News flash: Americans will find anything to be divided about.
Whether this is politics, sports or if pineapple belongs on pizza, we tend to get up in arms about our beliefs here in this country. Some of these divisions cause hilarious arguments we have with our friends, and some of them lead to legitimate violence. Say what you will about the American people, but we are stubborn and strong-willed, for better or worse.
It shouldn’t come as a surprise that divisions will often come up when we talk about pop culture as well. How many arguments have you had with your friends and family about which movie is superior or which band makes better music? I can’t tell you how many people I’ve ticked off by making the bold claim that “Ferris Bueller’s Day Off” is a bad movie.
Now here’s a question I’m sure everyone around my age has asked.
Who makes better movies: Marvel or DC?
For years, this question has been at the center of the Superhero film era. Fans from each side have vehemently defended the studio they think is better. Heck, this question has even infiltrated the studios themselves, with both Jason Momoa (Aquaman) and Jai Courtney (Captain Boomerang) both publicly saying “f*** Marvel.”

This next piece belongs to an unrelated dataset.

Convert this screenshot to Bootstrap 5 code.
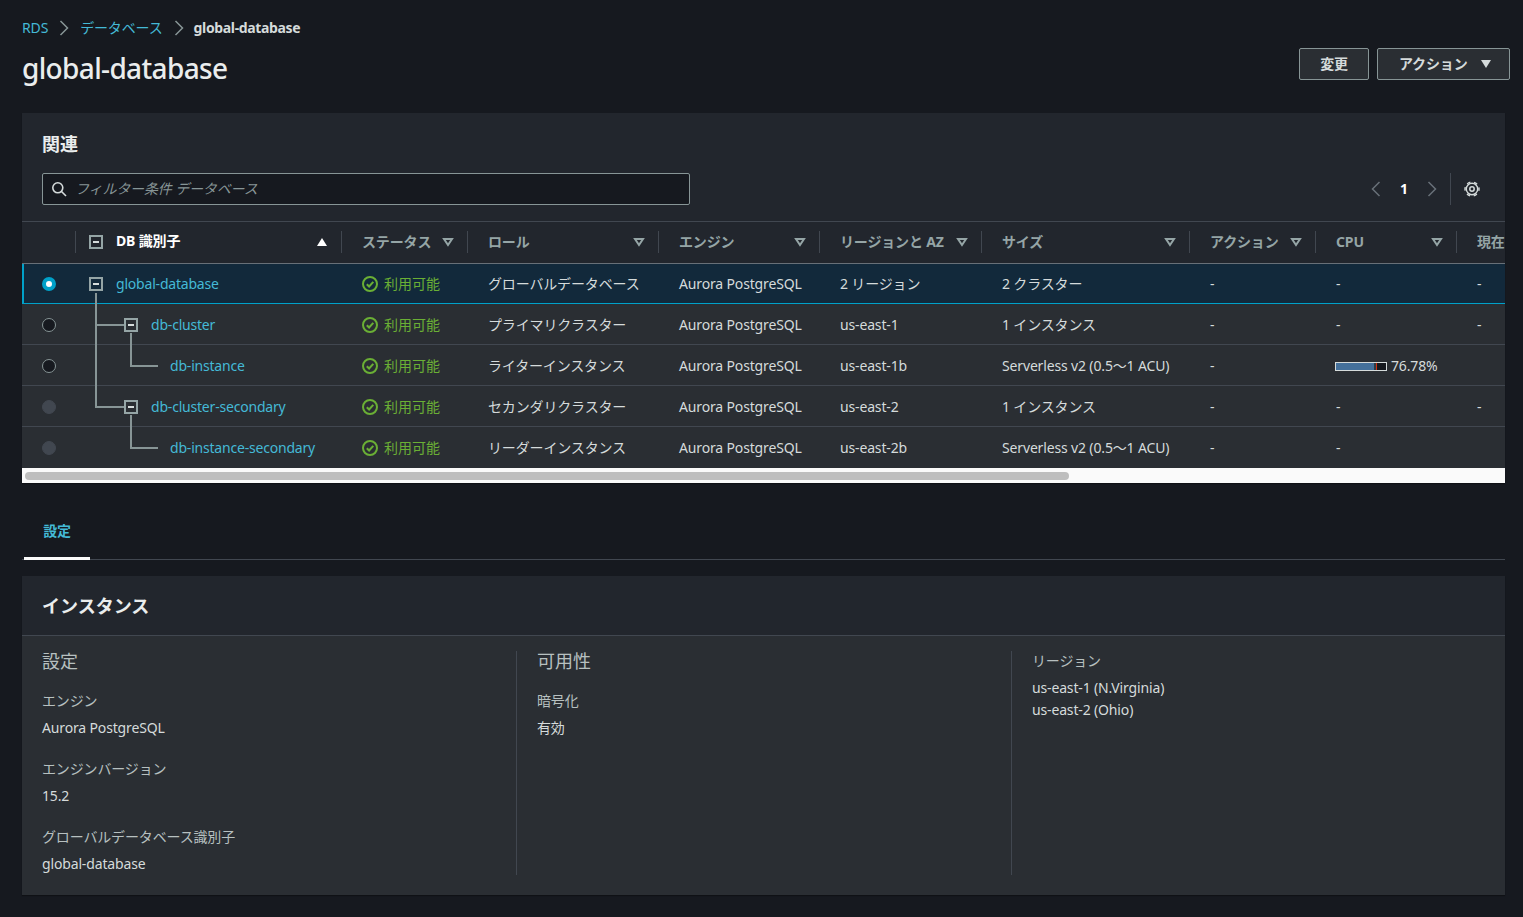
<!DOCTYPE html>
<html lang="ja">
<head>
<meta charset="utf-8">
<title>global-database</title>
<link href="https://cdn.jsdelivr.net/npm/bootstrap@5.3.0/dist/css/bootstrap.min.css" rel="stylesheet">
<style>
html,body{height:100%}
body{background:#16191f;color:#d5dbdb;font-family:"Noto Sans","Noto Sans CJK JP",sans-serif;font-size:14px;line-height:22px;letter-spacing:-.15px;overflow:hidden}
a{color:#44b9d6;text-decoration:none}
.page-wrap{padding:17px 18px 22px 22px}
.crumbs{height:22px}
.crumbs svg{margin:0 11px 0 11px}
.crumb-now{font-weight:700;color:#d5dbdb;letter-spacing:-.35px;margin-left:-1px}
.page-title{font-size:28px;line-height:36px;font-weight:500;letter-spacing:-.65px;color:#eaeded;margin:11px 0 0}
.head-row{margin-right:-5px;height:74px}
.head-btns{gap:8px;margin-top:9px}
.aws-btn{background:#2a2e33;border:1px solid #879596;color:#d5dbdb;font-weight:700;font-size:14px;line-height:22px;height:32px;border-radius:2px;padding:4px 20.5px;letter-spacing:-.15px}
.aws-btn:hover{background:#2a2e33;color:#d5dbdb;border-color:#879596}
.btn-caret{margin-left:11px;margin-right:-4px}
.rel-card{background:#22262d;box-shadow:0 1px 1px rgba(0,0,0,.3)}
.rel-head{padding:20px 20px 16px 20px}
.rel-title{font-size:18px;line-height:22px;font-weight:700;color:#eaeded;margin:0 0 18px;letter-spacing:0}
.filter-box{width:648px;height:32px;border:1px solid #879596;border-radius:2px;background:#16191f;padding-left:8px;gap:8px}
.filter-hint{font-style:italic;color:#879596}
.pager{height:32px;padding-right:5px}
.pager-num{font-weight:700;color:#fff;width:46px;text-align:center}
.pager-sep{width:1px;height:32px;background:#414750;margin:0 13px 0 13px}
.scroll-clip{overflow:hidden;border-top:1px solid #414750}
.res-table{table-layout:fixed;width:1550px;margin:0;border-collapse:collapse;--bs-table-bg:transparent;--bs-table-color:#d5dbdb}
.res-table th{height:41px;padding:0;font-weight:700;color:#95a5a6;background:#22262d;border-bottom:1px solid #687078;vertical-align:middle;white-space:nowrap}
.col-head{height:22px;border-left:1px solid #414750;padding-left:20px;padding-right:13px}
.col-head.act{color:#fff}
.act-label{padding-bottom:2px}
.res-table td{height:41px;padding:2px 0 0 21px;background:#2a2e33;color:#d5dbdb;border-bottom:1px solid #414750;vertical-align:middle;white-space:nowrap;position:relative}
.res-table tr:last-child td{border-bottom:0;height:42px;padding-top:1px}
.res-table tr.picked td{background:#12293b;border-top:1px solid #00a1c9;border-bottom:1px solid #00a1c9;height:40px}
.res-table tr.picked td:first-child{box-shadow:inset 2px 0 0 #00a1c9}
.res-table td.radio-cell{padding-left:20px}
.radio-dot{display:block;width:14px;height:14px;border-radius:50%;border:1px solid #879596;background:#16191f}
.radio-dot.on{background:#fff;border:4px solid #00a1c9}
.radio-dot.off{background:#414750;border-color:#414750}
.res-table td.tree-cell{padding-left:0}
.tree-lines{position:absolute;left:0;top:0;pointer-events:none}
.tree-in{display:flex;align-items:center;position:relative;letter-spacing:-.2px}
.lvl-0{padding-left:14px}.lvl-1{padding-left:49px}.lvl-2{padding-left:95px}
.tree-box{width:14px;height:14px;border:2px solid #95a5a6;flex:none;margin-right:13px;display:flex;align-items:center;justify-content:center}
.tree-box::before{content:"";width:6px;height:2px;background:#d5dbdb}
.head-box{margin-left:-7px}
.status-ok{color:#6aaf35;letter-spacing:0}
.status-ok svg{margin-right:6px;vertical-align:-3px}
.res-table td.cpu-td{padding-left:20px}
.cpu-bar{display:inline-block;width:52px;height:9px;border:1px solid #d5dbdb;position:relative;margin-right:4px;background:#16191f}
.cpu-fill{position:absolute;left:0;top:0;bottom:0;background:#44709b}
.cpu-mark{position:absolute;top:0;bottom:0;left:38px;width:3px;background:#2f3b46;border-right:1px solid #d13212}
.hscroll{height:15px;background:#fafafa;padding:4px 3px}
.hscroll-thumb{width:1044px;height:8px;background:#bebebe;border-radius:4px}
.tab-strip{margin-top:27px;height:50px;border-bottom:1px solid #414750}
.tab-one{display:block;width:66px;height:47px;margin-left:2px;text-align:center;line-height:42px;font-weight:700;color:#44b9d6;border-bottom:3px solid #fafafa;box-sizing:content-box}
.inst-card{margin-top:16px;background:#2a2e33;box-shadow:0 1px 1px rgba(0,0,0,.3)}
.inst-head{background:#22262d;height:60px;padding:0 20px;border-bottom:1px solid #414750;display:flex;align-items:center}
.inst-title{font-size:18px;font-weight:700;line-height:22px;color:#eaeded;margin:0;letter-spacing:0}
.inst-body{padding:15px 0 20px;height:259px}
.inst-col{width:495px;height:224px;padding:0 20px;border-right:1px solid #414750;flex:none}
.inst-col:last-child{border-right:0}
.inst-h{font-size:18px;line-height:22px;font-weight:400;margin:-1px 0 18px;color:#b7c0c0;letter-spacing:0}
.kv-l{color:#b7c0c0;line-height:22px}
.kv-v{color:#d5dbdb;line-height:22px;margin-top:5px;margin-bottom:19px}
.reg-h{color:#b7c0c0;line-height:22px;margin:-1px 0 5px}
</style>
</head>
<body>
<div class="page-wrap">
  <nav class="crumbs d-flex align-items-center">
    <a href="#">RDS</a>
    <svg width="10" height="16" viewBox="0 0 10 16" fill="none" stroke="#879596" stroke-width="1.5"><path d="M1.5 1l7 7-7 7"/></svg>
    <a href="#">データベース</a>
    <svg width="10" height="16" viewBox="0 0 10 16" fill="none" stroke="#879596" stroke-width="1.5"><path d="M1.5 1l7 7-7 7"/></svg>
    <span class="crumb-now">global-database</span>
  </nav>
  <div class="head-row d-flex justify-content-between align-items-start">
    <h1 class="page-title">global-database</h1>
    <div class="head-btns d-flex">
      <button class="btn aws-btn" type="button">変更</button>
      <button class="btn aws-btn d-flex align-items-center" type="button">アクション<svg class="btn-caret" width="14" height="10" viewBox="0 0 14 10"><path d="M2 1h10L7 9z" fill="#d5dbdb"/></svg></button>
    </div>
  </div>

  <section class="rel-card">
    <div class="rel-head">
      <h2 class="rel-title">関連</h2>
      <div class="d-flex justify-content-between align-items-center">
        <div class="filter-box d-flex align-items-center">
          <svg width="16" height="16" viewBox="0 0 16 16" fill="none" stroke="#d5dbdb" stroke-width="1.6"><circle cx="6.8" cy="6.8" r="5"/><path d="M10.5 10.5l4.5 4.5"/></svg>
          <span class="filter-hint">フィルター条件 データベース</span>
        </div>
        <div class="pager d-flex align-items-center">
          <svg width="10" height="16" viewBox="0 0 10 16" fill="none" stroke="#687078" stroke-width="1.5"><path d="M8.5 1l-7 7 7 7"/></svg>
          <span class="pager-num">1</span>
          <svg width="10" height="16" viewBox="0 0 10 16" fill="none" stroke="#687078" stroke-width="1.5"><path d="M1.5 1l7 7-7 7"/></svg>
          <span class="pager-sep"></span>
          <svg width="16" height="16" viewBox="0 0 16 16" fill="none" stroke="#d5dbdb"><circle cx="8" cy="8" r="2.2" stroke-width="1.5"/><circle cx="8" cy="8" r="5.7" stroke-width="1.4"/><circle cx="8" cy="8" r="7" stroke-width="1.4" stroke-dasharray="3.6 3.73" stroke-dashoffset="1.8"/></svg>
        </div>
      </div>
    </div>
    <div class="scroll-clip">
      <table class="table res-table">
        <colgroup><col style="width:53px"><col style="width:266px"><col style="width:126px"><col style="width:191px"><col style="width:161px"><col style="width:162px"><col style="width:208px"><col style="width:126px"><col style="width:141px"><col style="width:116px"></colgroup>
        <thead><tr>
          <th></th>
          <th><div class="col-head act d-flex align-items-center"><span class="tree-box head-box"></span><span class="flex-grow-1 act-label">DB 識別子</span><svg width="12" height="10" viewBox="0 0 12 10"><path d="M6 1l5 8H1z" fill="#fff"/></svg></div></th>
          <th><div class="col-head d-flex align-items-center justify-content-between"><span>ステータス</span><svg width="12" height="10" viewBox="0 0 12 10" fill="none" stroke="#95a5a6" stroke-width="2"><path d="M2 2h8L6 8z"/></svg></div></th>
          <th><div class="col-head d-flex align-items-center justify-content-between"><span>ロール</span><svg width="12" height="10" viewBox="0 0 12 10" fill="none" stroke="#95a5a6" stroke-width="2"><path d="M2 2h8L6 8z"/></svg></div></th>
          <th><div class="col-head d-flex align-items-center justify-content-between"><span>エンジン</span><svg width="12" height="10" viewBox="0 0 12 10" fill="none" stroke="#95a5a6" stroke-width="2"><path d="M2 2h8L6 8z"/></svg></div></th>
          <th><div class="col-head d-flex align-items-center justify-content-between"><span>リージョンと AZ</span><svg width="12" height="10" viewBox="0 0 12 10" fill="none" stroke="#95a5a6" stroke-width="2"><path d="M2 2h8L6 8z"/></svg></div></th>
          <th><div class="col-head d-flex align-items-center justify-content-between"><span>サイズ</span><svg width="12" height="10" viewBox="0 0 12 10" fill="none" stroke="#95a5a6" stroke-width="2"><path d="M2 2h8L6 8z"/></svg></div></th>
          <th><div class="col-head d-flex align-items-center justify-content-between"><span>アクション</span><svg width="12" height="10" viewBox="0 0 12 10" fill="none" stroke="#95a5a6" stroke-width="2"><path d="M2 2h8L6 8z"/></svg></div></th>
          <th><div class="col-head d-flex align-items-center justify-content-between"><span>CPU</span><svg width="12" height="10" viewBox="0 0 12 10" fill="none" stroke="#95a5a6" stroke-width="2"><path d="M2 2h8L6 8z"/></svg></div></th>
          <th><div class="col-head d-flex align-items-center"><span>現在</span></div></th>
        </tr></thead>
        <tbody>
          <tr class="picked">
            <td class="radio-cell"><span class="radio-dot on"></span></td>
            <td class="tree-cell"><svg class="tree-lines" width="120" height="41" fill="none" stroke="#879596" stroke-width="2"><path d="M21 29v13"/></svg><div class="tree-in lvl-0"><span class="tree-box"></span><a href="#">global-database</a></div></td>
            <td><span class="status-ok"><svg width="16" height="16" viewBox="0 0 16 16" fill="none" stroke="#6aaf35" stroke-width="2"><circle cx="8" cy="8" r="7"/><path d="M4.800 8.200l2.300 2.300 4.200-4.600"/></svg>利用可能</span></td>
            <td>グローバルデータベース</td><td>Aurora PostgreSQL</td><td>2 リージョン</td><td>2 クラスター</td><td>-</td><td>-</td><td>-</td>
          </tr>
          <tr>
            <td class="radio-cell"><span class="radio-dot"></span></td>
            <td class="tree-cell"><svg class="tree-lines" width="120" height="41" fill="none" stroke="#879596" stroke-width="2"><path d="M21 0v41M21 21h28M56 29v12"/></svg><div class="tree-in lvl-1"><span class="tree-box"></span><a href="#">db-cluster</a></div></td>
            <td><span class="status-ok"><svg width="16" height="16" viewBox="0 0 16 16" fill="none" stroke="#6aaf35" stroke-width="2"><circle cx="8" cy="8" r="7"/><path d="M4.800 8.200l2.300 2.300 4.200-4.600"/></svg>利用可能</span></td>
            <td>プライマリクラスター</td><td>Aurora PostgreSQL</td><td>us-east-1</td><td>1 インスタンス</td><td>-</td><td>-</td><td>-</td>
          </tr>
          <tr>
            <td class="radio-cell"><span class="radio-dot"></span></td>
            <td class="tree-cell"><svg class="tree-lines" width="120" height="41" fill="none" stroke="#879596" stroke-width="2"><path d="M21 0v41M56 0v21h27"/></svg><div class="tree-in lvl-2"><a href="#">db-instance</a></div></td>
            <td><span class="status-ok"><svg width="16" height="16" viewBox="0 0 16 16" fill="none" stroke="#6aaf35" stroke-width="2"><circle cx="8" cy="8" r="7"/><path d="M4.800 8.200l2.300 2.300 4.200-4.600"/></svg>利用可能</span></td>
            <td>ライターインスタンス</td><td>Aurora PostgreSQL</td><td>us-east-1b</td><td>Serverless v2 (0.5～1 ACU)</td><td>-</td><td class="cpu-td"><span class="cpu-bar"><span class="cpu-fill" style="width:76.78%"></span><span class="cpu-mark"></span></span>76.78%</td><td></td>
          </tr>
          <tr>
            <td class="radio-cell"><span class="radio-dot off"></span></td>
            <td class="tree-cell"><svg class="tree-lines" width="120" height="41" fill="none" stroke="#879596" stroke-width="2"><path d="M21 0v21h28M56 29v12"/></svg><div class="tree-in lvl-1"><span class="tree-box"></span><a href="#">db-cluster-secondary</a></div></td>
            <td><span class="status-ok"><svg width="16" height="16" viewBox="0 0 16 16" fill="none" stroke="#6aaf35" stroke-width="2"><circle cx="8" cy="8" r="7"/><path d="M4.800 8.200l2.300 2.300 4.200-4.600"/></svg>利用可能</span></td>
            <td>セカンダリクラスター</td><td>Aurora PostgreSQL</td><td>us-east-2</td><td>1 インスタンス</td><td>-</td><td>-</td><td>-</td>
          </tr>
          <tr>
            <td class="radio-cell"><span class="radio-dot off"></span></td>
            <td class="tree-cell"><svg class="tree-lines" width="120" height="41" fill="none" stroke="#879596" stroke-width="2"><path d="M56 0v21h27"/></svg><div class="tree-in lvl-2"><a href="#">db-instance-secondary</a></div></td>
            <td><span class="status-ok"><svg width="16" height="16" viewBox="0 0 16 16" fill="none" stroke="#6aaf35" stroke-width="2"><circle cx="8" cy="8" r="7"/><path d="M4.800 8.200l2.300 2.300 4.200-4.600"/></svg>利用可能</span></td>
            <td>リーダーインスタンス</td><td>Aurora PostgreSQL</td><td>us-east-2b</td><td>Serverless v2 (0.5～1 ACU)</td><td>-</td><td>-</td><td></td>
          </tr>
        </tbody>
      </table>
    </div>
    <div class="hscroll"><div class="hscroll-thumb"></div></div>
  </section>

  <div class="tab-strip"><a class="tab-one" href="#">設定</a></div>

  <section class="inst-card">
    <div class="inst-head"><h2 class="inst-title">インスタンス</h2></div>
    <div class="inst-body d-flex">
      <div class="inst-col">
        <h3 class="inst-h">設定</h3>
        <div class="kv-l">エンジン</div><div class="kv-v">Aurora PostgreSQL</div>
        <div class="kv-l">エンジンバージョン</div><div class="kv-v">15.2</div>
        <div class="kv-l">グローバルデータベース識別子</div><div class="kv-v">global-database</div>
      </div>
      <div class="inst-col">
        <h3 class="inst-h">可用性</h3>
        <div class="kv-l">暗号化</div><div class="kv-v">有効</div>
      </div>
      <div class="inst-col">
        <div class="reg-h">リージョン</div>
        <div>us-east-1 (N.Virginia)</div>
        <div>us-east-2 (Ohio)</div>
      </div>
    </div>
  </section>
</div>
<script src="https://cdn.jsdelivr.net/npm/bootstrap@5.3.0/dist/js/bootstrap.bundle.min.js"></script>
</body>
</html>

There’s no questioning the fact that Marvel has ultimately been more successful than DC. It’s surprising when a Marvel movie doesn’t surpass a billion dollars at the box office. Two of the top five highest-grossing movies of all time (“Spider-Man: No Way Home” and “Avengers: Endgame”) are Marvel properties. Plus, comparing the story that they built from “Iron Man” all the way to “Endgame” to what DC accomplished in that same time period… well, let’s just say we all know how “Suicide Squad” and “Justice League” turned out. DC’s world-building was absolutely putrid and disorganized compared to what Kevin Feige and Marvel had set up.
So in that sense, I say that Marvel wins this debate, if you’re looking at overall success. But today, DC has something that Marvel doesn’t: the audacity to keep their universes separate.
Marvel has essentially made themselves King Midas; everything they touch turns to gold, and they’ve surrounded themselves with all these billion-dollar properties. Their main problem is that they’re incorporating so many new characters and arcs into one story. They achieved it once before with the Infinity Saga, but that was less oversaturated and more cohesive than what we have now. Kevin Feige has so many characters, storylines and even universes to balance now into one big pot we call the MCU. The puzzle pieces don’t seem to fit nearly as well as they did pre-“Endgame.”
DC, on the other hand, is unapologetically making separate universes that don’t interact with each other and honestly, I think they have more promise in their future slate of movies and visual entertainment in general. They do not care that there’s different Harley Quinns, whether that be Margot Robbie’s, Lady Gaga’s or Kaley Cuoco’s in the animated series. I legitimately think that the new “Spider-Verse” will introduce a live-action Miles Morales, all in the name of getting more characters in Kevin Feige’s overcrowded story.
The same applies to Batman – they are having Ben Affleck and Robert Pattinson play separate Batmans and they don’t feel the need to bring them together or connect their story somehow. Michael Keaton’s Batman is coming back in “The Flash,” and I’m excited to see him. And honestly, I like that because DC is keeping their stories separate and not writing themselves into a corner because of that.
I’m not saying that I dislike what “No Way Home” or “Multiverse of Madness” did. I think it’s fun to bring in old faces and see them interact with the new ones. However, Marvel is trying to contain their story into one giant universe. Don’t get me wrong, there’s some cool aspects of it. But Marvel is seeing the need to make it all connected. DC, for the most part, doesn’t. Things can be separate and just as engaging, something that Marvel doesn’t seem to understand.